On the primary safety endpoint, the result was clean: across all interactions, the physician “AI supervisors” — a panel of board-certified internists watching each chat live via secure video with screen-sharing — triggered zero of the four pre-specified stop criteria. That is the finding the study was built to produce.
It was not, however, fully hands-off. The paper reports the supervisor stepped in on three occasions: once to clarify symptoms in order to rule out a potentially emergent condition the patient did not have, once to clarify when to seek emergency care, and once to correct an AMIE error — the model stated that a patient’s past surgery date was in the future. So no consultation had to be halted, but a human did intervene, including to fix a hallucination.
The study was designed to answer whether a diagnostic chatbot can be run safely with real patients under supervision. On that question it returned a yes — with the human supervisor still doing real work.
What the differential caught, and what it didn’t
Accuracy was scored against a final diagnosis set by a blinded panel of three internists via chart review eight weeks after the visit. These figures cover the 98 patients with a confirmed final diagnosis, not the full 100, and they depend heavily on how many guesses you allow AMIE.
AMIE’s single leading diagnosis matched the final answer in 55 of 98 cases (56%, top-1). Widen the net to its first three candidates and that rises to 73 of 98 (75%, top-3); allow the first seven candidates of its ranked list and the correct diagnosis appeared in 88 of 98 (90%, top-7). The 90% figure, in other words, is a top-7 number — not “the differential was right nine times in ten.”
In a blinded comparison, specialists rated AMIE’s differentials and management plans against the primary care physicians’. There was no statistically significant difference for the differential diagnosis (p = 0.6) or for the appropriateness and safety of the management plan (p = 0.1 and p = 1.0). But PCPs were rated significantly better on the practicality (p = 0.003) and cost-effectiveness (p = 0.004) of their plans. Two caveats matter. AMIE’s differentials were truncated to the same length as the physicians’ before rating — AMIE tended to produce longer lists, which could reveal which was the AI — so this was not a like-for-like contest. And the authors note the comparison “favored physicians who had more context,” including the AMIE transcript itself, an EHR, and a physical exam AMIE never had.

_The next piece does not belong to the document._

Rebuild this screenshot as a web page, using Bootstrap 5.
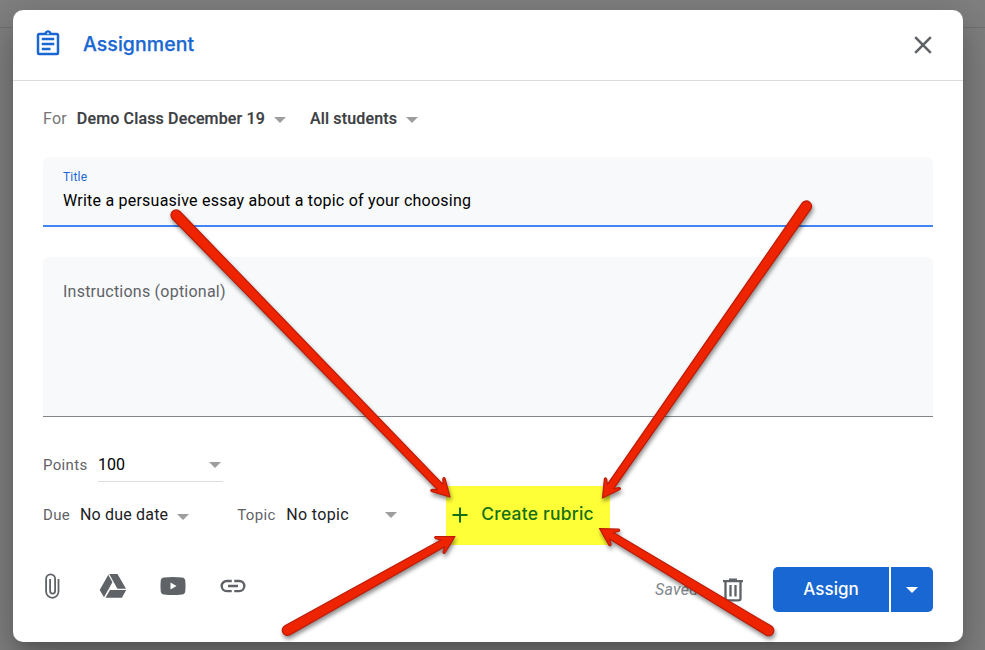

Patients’ attitudes toward AI improved significantly after the encounter (p < 0.001), and clinicians reported the transcripts were useful for visit prep.
The authors are explicit about the limits: a single academic center, a text-only interface, no controlled comparison arm, and a small sample. This is a feasibility signal, not evidence of clinical benefit — and, as a preprint, it has not been peer reviewed. What it establishes is narrower than a diagnostic win: a diagnostic LLM can be run with live patients under physician oversight without any consultation having to be stopped.